From the architecture above, you can see the 2 main differences between AAE and GAN are the encoder and the discriminator. AAE takes an image as an input instead of a random vector z like GAN. This is done by adding an encoder at the start. Additionally, AAE also tries to make the latent code to follow the normal distribution (or your chosen distribution). This is done by changing the discriminator tasks to predict whether a latent code z is taken from a normal distribution or generated by the autoencoder. Unlike GAN, where the discriminator’s task is to predict whether a given image is real or generated (fake).
AAE is very similar to VAE except for the regularizing term on the latent code. But, which one is actually better in matching the data distribution? In the AAE paper, a comparison study was done on MNIST.
From the result above, we can see that AAE is superior in producing a clear latent space when the latent code is trained to match a 2D gaussian distribution and a mixture of 10 2D Gaussian distribution on the MNIST dataset. Additionally, given label information, AAE is able to better map the 2D-Gaussian distribution and even more complex distribution such as swiss roll distribution.

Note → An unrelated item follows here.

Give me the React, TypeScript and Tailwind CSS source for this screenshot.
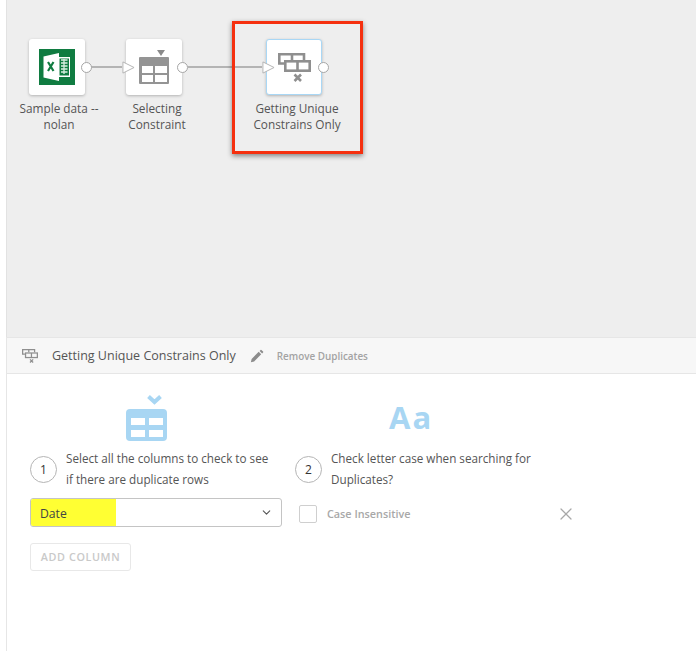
import React from "react";
import { ChevronDown, X } from "lucide-react";

const font = { fontFamily: '"Open Sans", sans-serif' };

const DedupeIcon = ({ className }: { className?: string }) => (
  <svg viewBox="0 0 33 29" className={className} fill="none" stroke="#8f8f8f" strokeWidth="2.6">
    <path d="M6 10.500H1.300V1.300H26V7" />
    <path d="M14 1.300V7" />
    <rect x="7.300" y="8.300" width="24.400" height="9.400" />
    <path d="M19.500 8.300v9.400" />
    <path d="M16.500 21.500l6.500 6.500M23 21.500l-6.500 6.500" />
  </svg>
);

const TableIcon = ({ color, className }: { color: string; className?: string }) => (
  <svg viewBox="0 0 41 46" className={className}>
    <path d="M22.500 1.500l6 5.500 6-5.500" fill="none" stroke={color} strokeWidth="4" />
    <rect x="0" y="14" width="41" height="32" rx="4" fill={color} />
    <rect x="5" y="23" width="14" height="7" fill="#fff" />
    <rect x="23" y="23" width="14" height="7" fill="#fff" />
    <rect x="5" y="35" width="14" height="7" fill="#fff" />
    <rect x="23" y="35" width="14" height="7" fill="#fff" />
  </svg>
);

const FilterTableIcon = () => (
  <svg viewBox="0 0 30 34" className="w-[30px] h-[34px]">
    <path d="M18 0h8l-4 6z" fill="#8a8a8a" />
    <rect x="0" y="7" width="30" height="27" rx="1" fill="#949494" />
    <rect x="3" y="16" width="11" height="7" fill="#fff" />
    <rect x="16" y="16" width="12" height="7" fill="#fff" />
    <rect x="3" y="25" width="11" height="7" fill="#fff" />
    <rect x="16" y="25" width="12" height="7" fill="#fff" />
  </svg>
);

const ExcelIcon = () => (
  <svg viewBox="0 0 36 36" className="w-9 h-9">
    <rect width="36" height="36" fill="#107c41" />
    <path d="M4.500 7.500L20 4v28L4.500 28.500z" fill="#fff" />
    <path d="M20 8h11v20H20z" fill="#fff" />
    <path d="M20.500 9.500h9.500v17h-9.500z" fill="#107c41" />
    <path d="M22 11h6.500M22 14h6.500M22 17h6.500M22 20h6.500M22 23h6.500M25 10v15" stroke="#d7eee0" strokeWidth="1.300" />
    <path d="M9 13l5.500 9M14.500 13L9 22" stroke="#107c41" strokeWidth="2.200" />
  </svg>
);

const Port = ({ className }: { className: string }) => (
  <div className={`absolute top-[62px] w-[11px] h-[11px] rounded-full border border-[#a6a6a6] bg-white ${className}`} />
);

const Arrow = ({ className }: { className: string }) => (
  <svg viewBox="0 0 14 14" className={`absolute top-[61px] w-[13px] h-[13px] ${className}`}>
    <path d="M1 1l12 6-12 6z" fill="#fff" stroke="#b0b0b0" strokeWidth="1" />
  </svg>
);

const Wire = ({ className }: { className: string }) => (
  <div className={`absolute top-[66px] h-[2px] bg-[#b4b4b4] ${className}`} />
);

const Node = ({
  className,
  labelClass,
  selected,
  label,
  children,
}: {
  className: string;
  labelClass: string;
  selected?: boolean;
  label: string[];
  children: React.ReactNode;
}) => (
  <>
    <div
      className={`absolute top-[39px] w-[56px] h-[56px] rounded-[3px] bg-white shadow-[0_1px_3px_rgba(0,0,0,0.25)] flex items-center justify-center ${
        selected ? "border border-[#a9d7f5]" : ""
      } ${className}`}
    >
      {children}
    </div>
    <div className={`absolute top-[100px] w-[110px] text-center text-[11.800px] leading-[16px] text-[#555] ${labelClass}`}>
      {label.map((l) => (
        <div key={l}>{l}</div>
      ))}
    </div>
  </>
);

const Step = ({ n, lines }: { n: number; lines: string[] }) => (
  <div className="flex items-start gap-[9px]">
    <div className="mt-[8px] w-[27px] h-[27px] shrink-0 rounded-full border border-[#b5b5b5] flex items-center justify-center text-[12px] text-[#333]">
      {n}
    </div>
    <div className="text-[11.700px] leading-[21px] text-[#555]">
      {lines.map((l) => (
        <div key={l} className="whitespace-nowrap">
          {l}
        </div>
      ))}
    </div>
  </div>
);

export default function App() {
  return (
    <div className="w-[696px] h-[651px] overflow-hidden bg-white pl-[6px] flex flex-col" style={font}>
      {/* canvas */}
      <div className="relative h-[337px] shrink-0 bg-[#eeeeee] border-l border-[#e2e2e2]">
        <div className="absolute inset-0 -left-[7px]">
          <Wire className="left-[91px] w-[31px]" />
          <Wire className="left-[188px] w-[74px]" />
          <Node className="left-[29px]" labelClass="left-[4px]" label={["Sample data --", "nolan"]}>
            <ExcelIcon />
          </Node>
          <Node className="left-[126px]" labelClass="left-[102px]" label={["Selecting", "Constraint"]}>
            <FilterTableIcon />
          </Node>
          <Node selected className="left-[266px]" labelClass="left-[242px]" label={["Getting Unique", "Constrains Only"]}>
            <DedupeIcon className="w-[33px] h-[29px]" />
          </Node>
          <Port className="left-[81px]" />
          <Arrow className="left-[122px]" />
          <Port className="left-[177px]" />
          <Arrow className="left-[262px]" />
          <Port className="left-[318px]" />
          <div className="absolute left-[232px] top-[21px] w-[131px] h-[133px] border-[3px] border-[#f5300f] shadow-[0_2px_5px_rgba(0,0,0,0.45)]" />
        </div>
      </div>

      {/* header */}
      <div className="h-[37px] shrink-0 bg-[#f7f7f7] border border-r-0 border-[#e6e6e6] flex items-center pl-[15px]">
        <DedupeIcon className="w-[16px] h-[16px]" />
        <span className="ml-[14px] mt-[2px] text-[12.500px] text-[#555]">Getting Unique Constrains Only</span>
        <svg viewBox="0 0 24 24" className="ml-[13px] mt-[1px] w-[15px] h-[15px]" fill="#8c8c8c">
          <path d="M3 21l1.200-5.200L15.500 4.500l4 4L8.200 19.800zM17 3l1.500-1.500a1 1 0 011.400 0l2.600 2.600a1 1 0 010 1.400L21 7z" />
        </svg>
        <span className="ml-[13px] mt-[2px] text-[9.900px] font-semibold text-[#a3a3a3]">Remove Duplicates</span>
      </div>

      {/* settings */}
      <div className="flex-1 border-l border-[#e6e6e6] pl-[23px] flex">
        <div className="w-[252px] flex flex-col">
          <div className="h-[74px] pt-[21px] pl-[96px]">
            <TableIcon color="#a8d6f3" className="w-[41px] h-[46px]" />
          </div>
          <Step n={1} lines={["Select all the columns to check to see", "if there are duplicate rows"]} />
          <div className="mt-[8px] h-[29px] rounded-[3px] border border-[#c4c4c4] flex items-center justify-between pr-[8px] overflow-hidden">
            <div className="w-[85px] h-full bg-[#ffff33] flex items-center pl-[9px] pt-[3px] text-[12.200px] text-[#444]">Date</div>
            <ChevronDown className="w-[13px] h-[13px] text-[#555]" strokeWidth={2} />
          </div>
          <button className="mt-[16px] pt-[1px] w-[101px] h-[28px] rounded-[3px] border border-[#e8e8e8] text-[10.800px] font-semibold tracking-[0.6px] text-[#c9c9c9]">
            ADD COLUMN
          </button>
        </div>
        <div className="ml-[13px] w-[281px] flex flex-col">
          <div className="h-[74px] pt-[24px] pl-[94px] text-[31px] leading-[38px] font-bold tracking-[2px] text-[#a8d6f3]">Aa</div>
          <Step n={2} lines={["Check letter case when searching for", "Duplicates?"]} />
          <div className="mt-[14px] flex items-center pl-[4px]">
            <div className="w-[18px] h-[18px] rounded-[2px] border border-[#cfcfcf]" />
            <span className="ml-[10px] text-[10.800px] font-semibold text-[#a8a8a8]">Case Insensitive</span>
            <X className="ml-auto w-[20px] h-[20px] text-[#a8a8a8]" strokeWidth={1.5} />
          </div>
        </div>
      </div>
    </div>
  );
}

Also, the latent space also manages to represent the style consistently. If we walk along the swiss roll axis, the middle part of each mixture represents an upright writing style, while the right and left part represents a tilted writing style.
One of the exciting applications of AAE is in the anomaly detection and localization tasks which I am currently researching. The main challenge in anomaly detection is the lack of anomaly data. Hence, an unsupervised method to detect the anomaly is needed. In this case, an autoencoder can be trained to reconstruct an anomaly image to a normal image. Then, an anomaly can be detected by calculating the difference between the reconstructed image without the anomaly and the original anomaly image.
With AAE, the performance of the autoencoder can be improved with the adversarial loss. Few examples of the methods in anomaly detection that use some elements of AAE are GANomaly, Skip-GANomaly, AnoGAN, and CAVGA They are the current state of the Arts (SOTA).
 Makhzani, A., Shlens, J., Jaitly, N., Goodfellow, I., & Frey, B. (2015). Adversarial autoencoders. arXiv preprint arXiv:1511.05644.